The four defendants' lawyers promised to appeal the ruling, citing the men's young ages and poor migrant backgrounds as causes for leniency in the sentence.
A fifth man suspected in the attack was found hanging in his jail cell in March 2013, months before the others were convicted.
Another alleged participant who was under 18 years of age at the time of the attack spent three years, the maximum punishment possible for minors, in a corrections home. His departure from the facility in December 2015 unleashed a public outcry and triggered a reform of the juvenile penal code.
A "tsunami of shock"
The brutality of the attack caused what the judges called a "tsunami of shock" in New Delhi and led to massive protests across India. Thousands of people marched in the streets, calling for the court to hand down the harshest sentence possible and demanding that the government address the issue of systematic sexual assaults against women.
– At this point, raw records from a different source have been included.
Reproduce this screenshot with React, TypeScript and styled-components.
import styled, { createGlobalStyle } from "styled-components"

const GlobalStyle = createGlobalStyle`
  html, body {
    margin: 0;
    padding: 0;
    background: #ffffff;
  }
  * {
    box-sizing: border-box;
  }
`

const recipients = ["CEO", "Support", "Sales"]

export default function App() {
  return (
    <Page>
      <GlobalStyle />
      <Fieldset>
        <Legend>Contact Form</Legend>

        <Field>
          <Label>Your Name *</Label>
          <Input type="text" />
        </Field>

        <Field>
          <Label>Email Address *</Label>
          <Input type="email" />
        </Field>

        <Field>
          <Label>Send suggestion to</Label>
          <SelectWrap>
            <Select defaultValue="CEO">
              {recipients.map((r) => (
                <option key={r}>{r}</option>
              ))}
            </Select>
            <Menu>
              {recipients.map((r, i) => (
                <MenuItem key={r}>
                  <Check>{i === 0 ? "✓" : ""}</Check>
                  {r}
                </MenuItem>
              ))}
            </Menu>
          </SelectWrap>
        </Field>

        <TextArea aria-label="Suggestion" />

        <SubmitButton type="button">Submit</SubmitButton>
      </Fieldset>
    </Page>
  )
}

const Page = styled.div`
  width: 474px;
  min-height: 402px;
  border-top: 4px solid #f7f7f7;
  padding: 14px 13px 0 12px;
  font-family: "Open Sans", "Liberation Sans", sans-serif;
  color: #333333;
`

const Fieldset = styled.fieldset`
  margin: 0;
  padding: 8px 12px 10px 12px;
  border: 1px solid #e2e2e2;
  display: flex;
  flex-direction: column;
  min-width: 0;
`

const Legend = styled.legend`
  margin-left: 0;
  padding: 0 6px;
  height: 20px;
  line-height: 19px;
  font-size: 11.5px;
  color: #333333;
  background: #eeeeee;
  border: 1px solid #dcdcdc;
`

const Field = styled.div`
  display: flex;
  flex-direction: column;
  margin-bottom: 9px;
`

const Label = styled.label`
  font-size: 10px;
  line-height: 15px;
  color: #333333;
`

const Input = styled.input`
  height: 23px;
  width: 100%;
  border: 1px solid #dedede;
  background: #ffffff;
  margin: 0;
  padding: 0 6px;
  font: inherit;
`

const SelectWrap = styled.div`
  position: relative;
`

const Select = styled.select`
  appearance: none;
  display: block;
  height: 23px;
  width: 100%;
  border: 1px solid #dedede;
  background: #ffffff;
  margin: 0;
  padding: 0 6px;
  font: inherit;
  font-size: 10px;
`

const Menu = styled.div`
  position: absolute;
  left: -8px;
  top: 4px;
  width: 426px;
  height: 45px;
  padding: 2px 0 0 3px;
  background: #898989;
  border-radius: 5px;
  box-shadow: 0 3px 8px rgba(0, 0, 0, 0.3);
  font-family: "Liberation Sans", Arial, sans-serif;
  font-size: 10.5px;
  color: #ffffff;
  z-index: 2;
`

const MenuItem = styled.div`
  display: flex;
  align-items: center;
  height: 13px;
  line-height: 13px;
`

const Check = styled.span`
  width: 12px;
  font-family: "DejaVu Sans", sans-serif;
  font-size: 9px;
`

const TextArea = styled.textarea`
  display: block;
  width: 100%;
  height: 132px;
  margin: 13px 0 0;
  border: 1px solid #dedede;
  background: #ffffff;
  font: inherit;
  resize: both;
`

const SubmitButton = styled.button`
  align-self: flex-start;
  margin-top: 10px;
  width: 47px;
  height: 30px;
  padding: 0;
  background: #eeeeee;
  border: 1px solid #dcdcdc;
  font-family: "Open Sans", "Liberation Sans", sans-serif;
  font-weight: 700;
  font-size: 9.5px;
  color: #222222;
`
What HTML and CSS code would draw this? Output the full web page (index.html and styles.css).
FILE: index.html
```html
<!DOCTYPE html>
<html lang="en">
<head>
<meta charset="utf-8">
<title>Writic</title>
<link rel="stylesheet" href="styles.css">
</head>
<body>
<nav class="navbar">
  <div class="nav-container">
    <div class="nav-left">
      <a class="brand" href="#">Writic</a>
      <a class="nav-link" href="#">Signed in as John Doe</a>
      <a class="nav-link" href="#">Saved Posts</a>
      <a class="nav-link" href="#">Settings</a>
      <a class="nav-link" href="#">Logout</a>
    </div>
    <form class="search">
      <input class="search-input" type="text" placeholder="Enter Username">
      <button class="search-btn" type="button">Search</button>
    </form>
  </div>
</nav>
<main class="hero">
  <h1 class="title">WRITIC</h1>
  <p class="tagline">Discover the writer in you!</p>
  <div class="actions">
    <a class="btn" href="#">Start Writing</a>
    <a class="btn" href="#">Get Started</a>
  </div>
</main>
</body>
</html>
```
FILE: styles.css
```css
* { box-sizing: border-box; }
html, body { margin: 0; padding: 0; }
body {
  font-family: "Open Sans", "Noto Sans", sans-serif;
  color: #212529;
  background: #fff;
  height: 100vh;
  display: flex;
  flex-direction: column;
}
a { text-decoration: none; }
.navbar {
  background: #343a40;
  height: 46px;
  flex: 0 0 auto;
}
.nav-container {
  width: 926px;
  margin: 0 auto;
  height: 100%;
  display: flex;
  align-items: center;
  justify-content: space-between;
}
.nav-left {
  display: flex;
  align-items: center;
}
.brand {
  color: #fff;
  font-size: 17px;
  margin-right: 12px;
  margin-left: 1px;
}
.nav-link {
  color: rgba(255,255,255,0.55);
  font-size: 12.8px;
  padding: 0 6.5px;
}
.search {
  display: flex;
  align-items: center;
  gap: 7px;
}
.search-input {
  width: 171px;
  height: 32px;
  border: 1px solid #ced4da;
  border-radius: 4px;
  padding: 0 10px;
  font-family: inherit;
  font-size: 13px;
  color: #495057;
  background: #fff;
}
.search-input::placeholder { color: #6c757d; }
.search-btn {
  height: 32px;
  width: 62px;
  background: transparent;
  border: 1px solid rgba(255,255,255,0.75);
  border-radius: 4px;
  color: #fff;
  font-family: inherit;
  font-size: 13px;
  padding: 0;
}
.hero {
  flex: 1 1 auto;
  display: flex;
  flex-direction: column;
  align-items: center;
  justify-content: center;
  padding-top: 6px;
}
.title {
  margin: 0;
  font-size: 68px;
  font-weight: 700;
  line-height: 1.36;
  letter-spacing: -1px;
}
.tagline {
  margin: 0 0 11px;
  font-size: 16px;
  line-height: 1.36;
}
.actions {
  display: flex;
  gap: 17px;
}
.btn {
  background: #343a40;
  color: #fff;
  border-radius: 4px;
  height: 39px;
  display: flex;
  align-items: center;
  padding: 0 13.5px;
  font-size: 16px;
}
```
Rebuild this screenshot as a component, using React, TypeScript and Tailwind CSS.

Women's rights groups and activists hailed Friday's ruling as a positive step forward but simultaneously acknowledged the journey to justice remained ongoing.
Ranjana Kumari, a women's rights activist, described the upheld conviction as a "historic judgment" in comments made to Indian news channel NDTV, the AFP news agency reported.
But the chief of the New Delhi Commission for Women Swati Maliwal highlighted how Indian courts continue to be plagued by delays.
"The fact is that the road to justice is very, very long in this country. Even in this case, it has taken five years," Mailwal said, referring to the fact that the fast-tracked trial still took several years. She added that people in India are not scared to commit crimes because of the delays in the justice system.
Meanwhile, crime against women in India remains high. The Indian National Crime Records Bureau 2015 report listed a total 327,394 cases ofcrimes against women in 2015. However, activists fear the number of actual crimes against women may be even higher due to victim's reluctance to report them.